The Madoff investment scandal broke in December 2008 when former NASDAQ chairman Bernard Madoff admitted that the wealth management arm of his business was an elaborate Ponzi scheme.
Based on the information in the public domain now, it appears that on scale this is New Zealand’s equivalent to the Madoff scandal.
However, while the Ross and Madoff crimes are depressingly similar, there is a gob smacking difference in the most important part, the recovery of the stolen money afterwards by the authorities. The Madoff recovery seems to be managed in a crisp and professional manner, the Ross recovery so far seems to look so bad by comparison it is almost unbelievable.
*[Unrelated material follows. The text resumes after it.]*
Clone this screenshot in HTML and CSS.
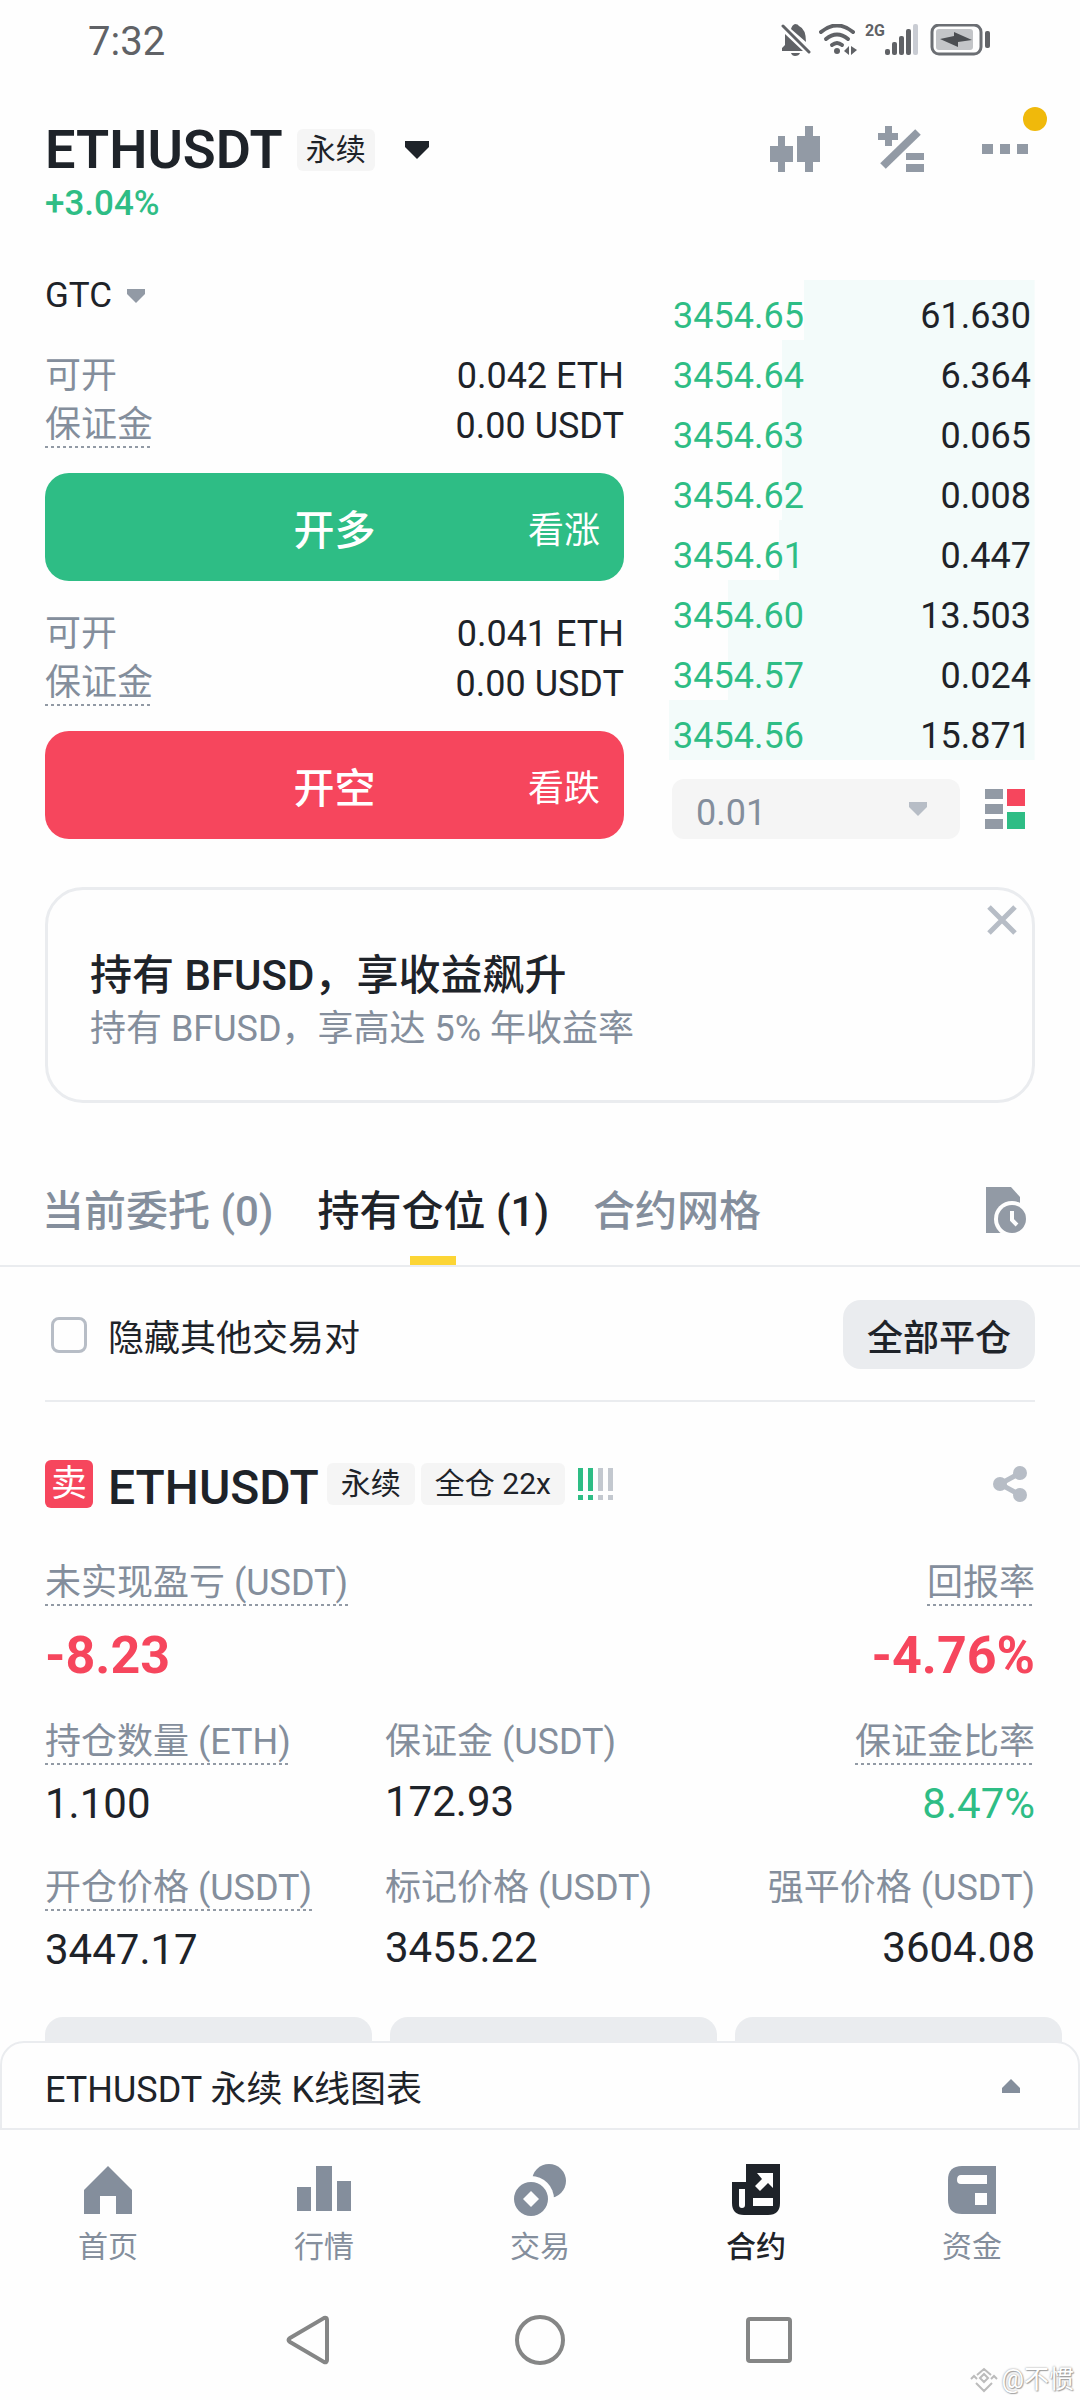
FILE: index.html
```html
<!DOCTYPE html>
<html lang="zh-CN">
<head>
  <meta charset="UTF-8">
  <meta name="viewport" content="width=device-width, initial-scale=1.0">
  <title>ETHUSDT 永续</title>
  <link rel="stylesheet" href="styles.css">
</head>
<body>
  <div class="status-bar">
    <span class="clock">7:32</span>
    <div class="status-icons">
      <svg class="bell" width="30" height="32" viewBox="0 0 30 32" fill="#606266">
        <path d="M4 10 L22 27 H1 V24 L4 21 Z"/>
        <path d="M10 5 Q11 1 14 0 Q17 0 18 2 Q25 5 25 18 Z"/>
        <path d="M10 29 H19 Q18 32 14 32 Q11 32 10 29 Z"/>
        <path d="M2 2 L28 28" stroke="#606266" stroke-width="3" stroke-linecap="round"/>
      </svg>
      <svg class="wifi" width="38" height="32" viewBox="0 0 38 32" fill="none" stroke="#606266" stroke-width="4" stroke-linecap="round">
        <path d="M2 8 Q18 -5 34 8"/>
        <path d="M7 15 Q18 6 29 15"/>
        <path d="M13 21 Q18 17 23 21"/>
        <circle cx="18" cy="27" r="3" fill="#606266" stroke="none"/>
        <path d="M30 22 V31 L25 27 Z M32 22 V31 L38 26 Z" fill="#606266" stroke="none"/>
      </svg>
      <span class="network">2G</span>
      <svg class="signal" width="33" height="32" viewBox="0 0 33 32" fill="#606266">
        <rect x="0" y="25" width="5" height="6" rx="2"/>
        <rect x="7" y="18" width="5" height="13" rx="2"/>
        <rect x="14" y="12" width="5" height="19" rx="2"/>
        <rect x="21" y="5" width="5" height="26" rx="2"/>
        <rect x="28" y="0" width="5" height="31" rx="2" fill="#c9ccd3"/>
      </svg>
      <svg width="60" height="32" viewBox="0 0 60 32">
        <rect x="2" y="1" width="49" height="29" rx="7" fill="none" stroke="#6b6e73" stroke-width="3"/>
        <rect x="6" y="5" width="37" height="21" rx="3" fill="#c3c5c8"/>
        <path d="M10 15 L24 12 V8 L42 16 L28 18 V23 Z" fill="#4b4e52"/>
        <rect x="55" y="7" width="5" height="17" rx="2" fill="#606266"/>
      </svg>
    </div>
  </div>

  <header class="header">
    <div>
      <button class="pair" type="button">
        <span class="pair-name">ETHUSDT</span>
        <span class="tag">永续</span>
        <svg class="pair-caret" width="24" height="18" viewBox="0 0 24 18" fill="#1e2329"><path d="M0 0 H24 V6 L12 18 L0 6 Z"/></svg>
      </button>
      <div class="change">+3.04%</div>
    </div>
    <div class="header-tools">
      <button type="button" aria-label="K线">
        <svg width="50" height="46" viewBox="0 0 50 46" fill="#929aa5"><path d="M0 20 H8 V10 H15 V20 H23 V36 H15 V46 H8 V36 H0 Z M27 10 H35 V0 H43 V10 H50 V36 H43 V46 H35 V36 H27 Z"/></svg>
      </button>
      <button type="button" aria-label="计算器">
        <svg width="46" height="46" viewBox="0 0 46 46" fill="#929aa5">
          <path d="M7 0 H14 V7 H20 V14 H14 V20 H7 V14 H0 V7 H7 Z M28 27 H46 V34 H28 Z M28 38 H46 V46 H28 Z"/>
          <path d="M5 40 L40 6" stroke="#929aa5" stroke-width="8"/>
        </svg>
      </button>
      <button class="more" type="button" aria-label="更多">
        <svg width="46" height="46" viewBox="0 0 46 46" fill="#929aa5"><path d="M0 18 H11 V28 H0 Z M18 18 H28 V28 H18 Z M35 18 H46 V28 H35 Z"/></svg>
      </button>
    </div>
  </header>

  <main>
    <section class="trade">
      <div class="order-form">
        <div class="tif">
          <select aria-label="有效方式"><option>GTC</option></select>
          <svg width="18" height="14" viewBox="0 0 18 14" fill="#929aa5"><path d="M0 0 H18 V5 L9 14 L0 5 Z"/></svg>
        </div>
        <div class="side">
          <div class="row"><span class="label">可开</span><span>0.042 ETH</span></div>
          <div class="row"><span class="label hint">保证金</span><span>0.00 USDT</span></div>
          <button class="order-btn long" type="button">开多<span>看涨</span></button>
        </div>
        <div class="side">
          <div class="row"><span class="label">可开</span><span>0.041 ETH</span></div>
          <div class="row"><span class="label hint">保证金</span><span>0.00 USDT</span></div>
          <button class="order-btn short" type="button">开空<span>看跌</span></button>
        </div>
      </div>

      <div class="book">
        <table class="bids">
          <tbody>
            <tr style="--depth: 63%"><td>3454.65</td><td>61.630</td></tr>
            <tr style="--depth: 69%"><td>3454.64</td><td>6.364</td></tr>
            <tr style="--depth: 69%"><td>3454.63</td><td>0.065</td></tr>
            <tr style="--depth: 69%"><td>3454.62</td><td>0.008</td></tr>
            <tr style="--depth: 70%"><td>3454.61</td><td>0.447</td></tr>
            <tr style="--depth: 84%"><td>3454.60</td><td>13.503</td></tr>
            <tr style="--depth: 84%"><td>3454.57</td><td>0.024</td></tr>
            <tr style="--depth: 100%"><td>3454.56</td><td>15.871</td></tr>
          </tbody>
        </table>
        <div class="book-tools">
          <div class="precision">
            <select aria-label="精度"><option>0.01</option></select>
            <svg width="18" height="14" viewBox="0 0 18 14" fill="#b7bdc6"><path d="M0 0 H18 V5 L9 14 L0 5 Z"/></svg>
          </div>
          <button type="button" aria-label="盘口显示">
            <svg width="40" height="40" viewBox="0 0 40 40">
              <path d="M0 0 H18 V10 H0 Z M0 15 H18 V25 H0 Z M0 30 H18 V40 H0 Z" fill="#929aa5"/>
              <rect x="22" y="0" width="18" height="17" fill="#f6465d"/>
              <rect x="22" y="23" width="18" height="17" fill="#2ebd85"/>
            </svg>
          </button>
        </div>
      </div>
    </section>

    <section class="promo">
      <h2>持有 BFUSD，享收益飙升</h2>
      <p>持有 BFUSD，享高达 5% 年收益率</p>
      <button class="close" type="button" aria-label="关闭">
        <svg width="30" height="30" viewBox="0 0 30 30" stroke="#b7bdc6" stroke-width="5"><path d="M2 2 L28 28 M28 2 L2 28"/></svg>
      </button>
    </section>

    <nav class="tabs">
      <button type="button">当前委托 (0)</button>
      <button class="active" type="button">持有仓位 (1)</button>
      <button type="button">合约网格</button>
      <a class="history" href="#" aria-label="历史记录">
        <svg width="42" height="46" viewBox="0 0 42 46">
          <path d="M0 0 H25 L34 10 V46 H0 Z" fill="#929aa5"/>
          <circle cx="26" cy="32" r="18" fill="#fefefe"/>
          <circle cx="26" cy="32" r="14" fill="#929aa5"/>
          <path d="M26 24 V33 L31 38" fill="none" stroke="#fefefe" stroke-width="4"/>
        </svg>
      </a>
    </nav>

    <div class="filter">
      <label><input type="checkbox">隐藏其他交易对</label>
      <button class="close-all" type="button">全部平仓</button>
    </div>

    <article class="position">
      <div class="position-head">
        <span class="sell">卖</span>
        <h3>ETHUSDT</h3>
        <span class="tag">永续</span>
        <span class="tag">全仓 22x</span>
        <svg class="adl" width="36" height="32" viewBox="0 0 36 32">
          <path d="M0 0 H5 V23 H0 Z M0 27 H5 V32 H0 Z M10 0 H15 V23 H10 Z M10 27 H15 V32 H10 Z" fill="#2ebd85"/>
          <path d="M20 0 H25 V23 H20 Z M20 27 H25 V32 H20 Z M30 0 H35 V23 H30 Z M30 27 H35 V32 H30 Z" fill="#c3c8cf"/>
        </svg>
        <button class="share" type="button" aria-label="分享">
          <svg width="34" height="36" viewBox="0 0 34 36" fill="#b7bdc6">
            <circle cx="27" cy="7" r="7"/><circle cx="7" cy="18" r="7"/><circle cx="27" cy="29" r="7"/>
            <path d="M27 7 L7 18 L27 29" fill="none" stroke="#b7bdc6" stroke-width="5"/>
          </svg>
        </button>
      </div>

      <dl class="pnl">
        <div><dt><span class="hint">未实现盈亏 (USDT)</span></dt><dd>-8.23</dd></div>
        <div><dt><span class="hint">回报率</span></dt><dd>-4.76%</dd></div>
      </dl>
      <dl class="stats">
        <div><dt><span class="hint">持仓数量 (ETH)</span></dt><dd>1.100</dd></div>
        <div><dt>保证金 (USDT)</dt><dd>172.93</dd></div>
        <div><dt><span class="hint">保证金比率</span></dt><dd class="up">8.47%</dd></div>
        <div><dt><span class="hint">开仓价格 (USDT)</span></dt><dd>3447.17</dd></div>
        <div><dt>标记价格 (USDT)</dt><dd>3455.22</dd></div>
        <div><dt>强平价格 (USDT)</dt><dd>3604.08</dd></div>
      </dl>

      <div class="actions">
        <button type="button" aria-label="杠杆"></button>
        <button type="button" aria-label="止盈止损"></button>
        <button type="button" aria-label="平仓"></button>
      </div>
    </article>
  </main>

  <button class="chart-sheet" type="button">
    <span>ETHUSDT 永续 K线图表</span>
    <svg width="18" height="14" viewBox="0 0 18 14" fill="#848e9c"><path d="M9 0 L18 9 V14 H0 V9 Z"/></svg>
  </button>

  <nav class="tab-bar">
    <a href="#">
      <svg width="52" height="52" viewBox="-2 -2 52 52" fill="#848e9c"><path d="M24 0 L48 24 V48 H32 V30 H16 V48 H0 V24 Z"/></svg>
      首页
    </a>
    <a href="#">
      <svg width="54" height="52" viewBox="0 -2 54 52" fill="#848e9c"><path d="M0 21 H14 V45 H0 Z M19 0 H35 V45 H19 Z M40 15 H54 V45 H40 Z"/></svg>
      行情
    </a>
    <a href="#">
      <svg width="52" height="52" viewBox="0 0 52 52" fill="#848e9c">
        <circle cx="35" cy="17" r="17"/>
        <circle cx="17" cy="35" r="23" fill="#fefefe"/>
        <path fill-rule="evenodd" d="M17 18 A17 17 0 1 1 17 52 A17 17 0 1 1 17 18 Z M17 27 L9 35 L17 43 L25 35 Z"/>
      </svg>
      交易
    </a>
    <a class="active" href="#">
      <svg width="48" height="52" viewBox="0 0 48 52">
        <path d="M14 0 H48 V39 Q48 51 36 51 H12 Q0 51 0 39 V18 H14 Z" fill="#1e2329"/>
        <path d="M7 25 H13 V41 Q13 44 10 44 Q7 44 7 41 Z M21 34 H41 V42 H21 Z M25 9 H41 V24 L36 19 L28 27 L23 22 L30 15 Z" fill="#fefefe"/>
      </svg>
      合约
    </a>
    <a href="#">
      <svg width="48" height="52" viewBox="0 -2 48 52">
        <path d="M14 0 H48 V48 H14 Q0 48 0 34 V14 Q0 0 14 0 Z" fill="#848e9c"/>
        <path d="M13 9 H39 V18 H13 Q9 18 9 14 Q9 9 13 9 Z M27 27 H39 V39 H27 Z" fill="#fefefe"/>
      </svg>
      资金
    </a>
  </nav>

  <footer class="system-nav">
    <button type="button" aria-label="返回">
      <svg width="50" height="50" viewBox="0 0 50 50"><path d="M6 23 L40 3 Q43 2 43 5 V45 Q43 48 40 47 L6 27 Q3 25 6 23 Z"/></svg>
    </button>
    <button type="button" aria-label="主屏幕">
      <svg width="50" height="50" viewBox="0 0 50 50"><circle cx="25" cy="25" r="23"/></svg>
    </button>
    <button type="button" aria-label="最近任务">
      <svg width="50" height="50" viewBox="0 0 50 50"><rect x="2" y="4" width="42" height="42" rx="2"/></svg>
    </button>
    <div class="watermark">
      <svg width="28" height="26" viewBox="0 0 28 26" fill="none" stroke="#bcbcbc" stroke-width="2"><path d="M7 8 L14 2 L21 8 M1 12 L4 9 L7 12 M21 12 L24 9 L27 12 M10 11 L14 7 L18 11 L14 15 Z M6 16 L14 24 L22 16"/></svg>
      @不惯
    </div>
  </footer>
</body>
</html>
```

FILE: styles.css
```css
* {
  box-sizing: border-box;
}
body {
  margin: 0;
  background: #fefefe;
  color: #1e2329;
  font-family: Roboto, "Noto Sans CJK SC", sans-serif;
  font-size: 36px;
  overflow-x: hidden;
}
button, select {
  margin: 0;
  padding: 0;
  border: 0;
  background: none;
  color: inherit;
  font: inherit;
  cursor: pointer;
}
select {
  appearance: none;
  outline: none;
}
a {
  color: inherit;
  text-decoration: none;
}
svg {
  display: block;
}
h2, h3, p, dl, dd {
  margin: 0;
}

/* status bar */
.status-bar {
  display: flex;
  justify-content: space-between;
  padding: 24px 90px 0 88px;
  height: 83px;
  color: #606266;
}
.clock {
  font-size: 40px;
  line-height: 36px;
}
.status-icons {
  display: flex;
}
.bell, .wifi {
  margin-right: 8px;
}
.network {
  font-size: 16px;
  font-weight: 700;
  line-height: 14px;
}
.signal {
  margin-right: 12px;
}

/* header */
.header {
  display: flex;
  justify-content: space-between;
  padding: 37px 52px 0 45px;
}
.pair {
  display: flex;
  align-items: center;
  line-height: 60px;
}
.pair-name {
  font-size: 54px;
  font-weight: 600;
}
.tag {
  padding: 0 14px;
  border-radius: 6px;
  background: #f5f5f5;
  font-size: 30px;
  line-height: 42px;
}
.pair .tag {
  margin: 0 30px 0 14px;
  padding: 0 9px;
}
.change {
  color: #2ebd85;
  font-size: 35px;
  font-weight: 500;
  line-height: 48px;
}
.header-tools {
  display: flex;
  align-items: flex-start;
  gap: 58px;
  padding-top: 6px;
}
.more {
  position: relative;
}
.more::after {
  content: "";
  position: absolute;
  top: -19px;
  right: -19px;
  width: 24px;
  height: 24px;
  border-radius: 50%;
  background: #f0b90b;
}

/* order form + order book */
.trade {
  display: grid;
  grid-template-columns: 579fr 366fr;
  gap: 45px;
  margin: 52px 45px 0;
}
.tif {
  display: flex;
  align-items: center;
  gap: 14px;
  margin-bottom: 39px;
  font-size: 35px;
  line-height: 32px;
}
.side + .side {
  margin-top: 28px;
}
.row {
  display: flex;
  justify-content: space-between;
  align-items: center;
  line-height: 50px;
}
.label {
  color: #848e9c;
}
.hint {
  display: inline-block;
  padding-bottom: 2px;
  background: repeating-linear-gradient(to right, #929aa5 0 3px, transparent 3px 6px) no-repeat bottom / 100% 2px;
  line-height: 42px;
}
.order-btn {
  position: relative;
  width: 100%;
  height: 108px;
  margin-top: 22px;
  border-radius: 24px;
  color: #fff;
  font-size: 41px;
  font-weight: 500;
}
.order-btn span {
  position: absolute;
  top: 0;
  right: 24px;
  font-size: 36px;
  font-weight: 400;
  line-height: 116px;
}
.long {
  background: #2ebd85;
}
.short {
  background: #f6465d;
}
.bids {
  width: 100%;
  border-collapse: collapse;
}
.bids tr {
  background: linear-gradient(#f3fbfa, #f3fbfa) no-repeat right / var(--depth) 100%;
}
.bids td {
  height: 60px;
  padding: 12px 4px 0;
  line-height: 48px;
}
.bids td:first-child {
  color: #2ebd85;
}
.bids td:last-child {
  text-align: right;
}
.book-tools {
  display: flex;
  align-items: center;
  gap: 25px;
  margin: 19px 10px 0 3px;
}
.precision {
  position: relative;
  flex: 1;
}
.precision select {
  display: block;
  width: 100%;
  height: 60px;
  padding: 8px 24px 0;
  border-radius: 12px;
  background: #f5f5f5;
  color: #848e9c;
}
.precision svg {
  position: absolute;
  top: 23px;
  right: 33px;
  pointer-events: none;
}

/* promo card */
.promo {
  position: relative;
  margin: 48px 45px 0;
  padding: 58px 42px 46px;
  border: 3px solid #eaecef;
  border-radius: 38px;
}
.promo h2 {
  font-size: 42px;
  font-weight: 500;
  line-height: 56px;
}
.promo p {
  color: #848e9c;
  line-height: 50px;
}
.close {
  position: absolute;
  top: 15px;
  right: 15px;
}

/* tabs */
.tabs {
  display: flex;
  align-items: center;
  gap: 44px;
  margin-top: 67px;
  padding: 0 52px 0 42px;
  border-bottom: 2px solid #eaecef;
}
.tabs button {
  position: relative;
  padding: 12px 0 23px;
  color: #848e9c;
  font-size: 42px;
  font-weight: 500;
  line-height: 60px;
  white-space: nowrap;
}
.tabs .active {
  color: #1e2329;
}
.tabs .active::after {
  content: "";
  position: absolute;
  bottom: 0;
  left: 50%;
  width: 46px;
  height: 9px;
  margin-left: -23px;
  background: #fcd535;
}
.history {
  margin-left: auto;
  padding-bottom: 16px;
}
.filter {
  display: flex;
  justify-content: space-between;
  align-items: center;
  margin: 0 45px;
  padding: 33px 0 31px;
  border-bottom: 2px solid #eaecef;
}
.filter label {
  display: flex;
  align-items: center;
}
.filter input {
  appearance: none;
  width: 36px;
  height: 36px;
  margin: 0 21px 0 6px;
  border: 3px solid #b7bdc6;
  border-radius: 8px;
}
.close-all {
  height: 69px;
  padding: 0 24px;
  border-radius: 18px;
  background: #eaecef;
  font-weight: 500;
}

/* position */
.position {
  padding: 58px 45px 0;
}
.position-head {
  display: flex;
  align-items: center;
  height: 48px;
}
.sell {
  width: 48px;
  border-radius: 6px;
  background: #f6465d;
  color: #fff;
  text-align: center;
  line-height: 48px;
}
.position h3 {
  align-self: flex-end;
  margin: 0 8px 0 15px;
  font-size: 48px;
  font-weight: 500;
  line-height: 40px;
}
.tag + .tag {
  margin-left: 6px;
}
.adl {
  margin-left: 13px;
}
.share {
  margin: 0 8px 0 auto;
}
dt {
  color: #848e9c;
  line-height: 42px;
}
dt .hint {
  vertical-align: top;
}
.pnl {
  display: flex;
  justify-content: space-between;
  margin-top: 54px;
}
.pnl dd {
  margin-top: 20px;
  color: #f6465d;
  font-size: 52px;
  font-weight: 700;
  line-height: 60px;
}
.pnl div:last-child {
  text-align: right;
}
.stats {
  display: grid;
  grid-template-columns: 340fr 340fr 310fr;
  row-gap: 37px;
  margin-top: 35px;
}
.stats dt {
  white-space: nowrap;
}
.stats dd {
  margin-top: 13px;
  font-size: 42px;
  line-height: 52px;
}
.stats div:nth-child(3n) {
  text-align: right;
}
.stats .up {
  color: #2ebd85;
}
.actions {
  display: grid;
  grid-template-columns: repeat(3, 1fr);
  gap: 18px;
  margin: 41px -27px 0 0;
}
.actions button {
  height: 72px;
  border-radius: 18px;
  background: #eaecef;
}

/* bottom area */
.chart-sheet {
  position: relative;
  display: flex;
  justify-content: space-between;
  align-items: center;
  width: 100%;
  height: 89px;
  margin-top: -48px;
  padding: 0 58px 0 43px;
  border: 2px solid #eaecef;
  border-radius: 24px 24px 0 0;
  background: #fefefe;
}
.tab-bar {
  display: grid;
  grid-template-columns: repeat(5, 1fr);
  padding-top: 34px;
}
.tab-bar a {
  display: flex;
  flex-direction: column;
  align-items: center;
  gap: 13px;
  color: #848e9c;
  font-size: 30px;
  line-height: 36px;
}
.tab-bar .active {
  color: #1e2329;
  font-weight: 500;
}
.system-nav {
  position: relative;
  display: flex;
  justify-content: center;
  gap: 181px;
  padding: 50px 0 35px;
  fill: none;
  stroke: #858686;
  stroke-width: 4px;
}
.watermark {
  position: absolute;
  right: 6px;
  bottom: 4px;
  display: flex;
  align-items: center;
  gap: 4px;
  color: #fff;
  font-size: 25px;
  line-height: 32px;
  text-shadow: 0 0 2px #888, 1px 1px 1px #aaa;
}
```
The Madoff trustee in New York (Irving Picard, the equivalent of a liquidator in NZ) states he is committed to recovering as much of the stolen money as possible, and he appears to be on track to recover nearly 100% of the money Madoff stole, or about $18 billion. Picard is committed to returning this money to the parties it was stolen from.
By comparison the Ross recovery is to date a morass of confusion and despair, well over a year after the fraud was exposed. The Ross liquidator seems so far to have shown non of the commitment or clarity of purpose exhibited by Picard. Ross investors who have lost money still have no idea what return in the dollar on their stolen investments they can expect, but expectations seem to be getting set very low. Hints in the media of about 20 cents in the dollar return may be much lower when the (expected to be massive) expenses are deducted.
The Ross investors have so far been remarkably patient, but the NZ authorities, including the RAM liquidator, must soon start to show progress comparable to the Madoff situation.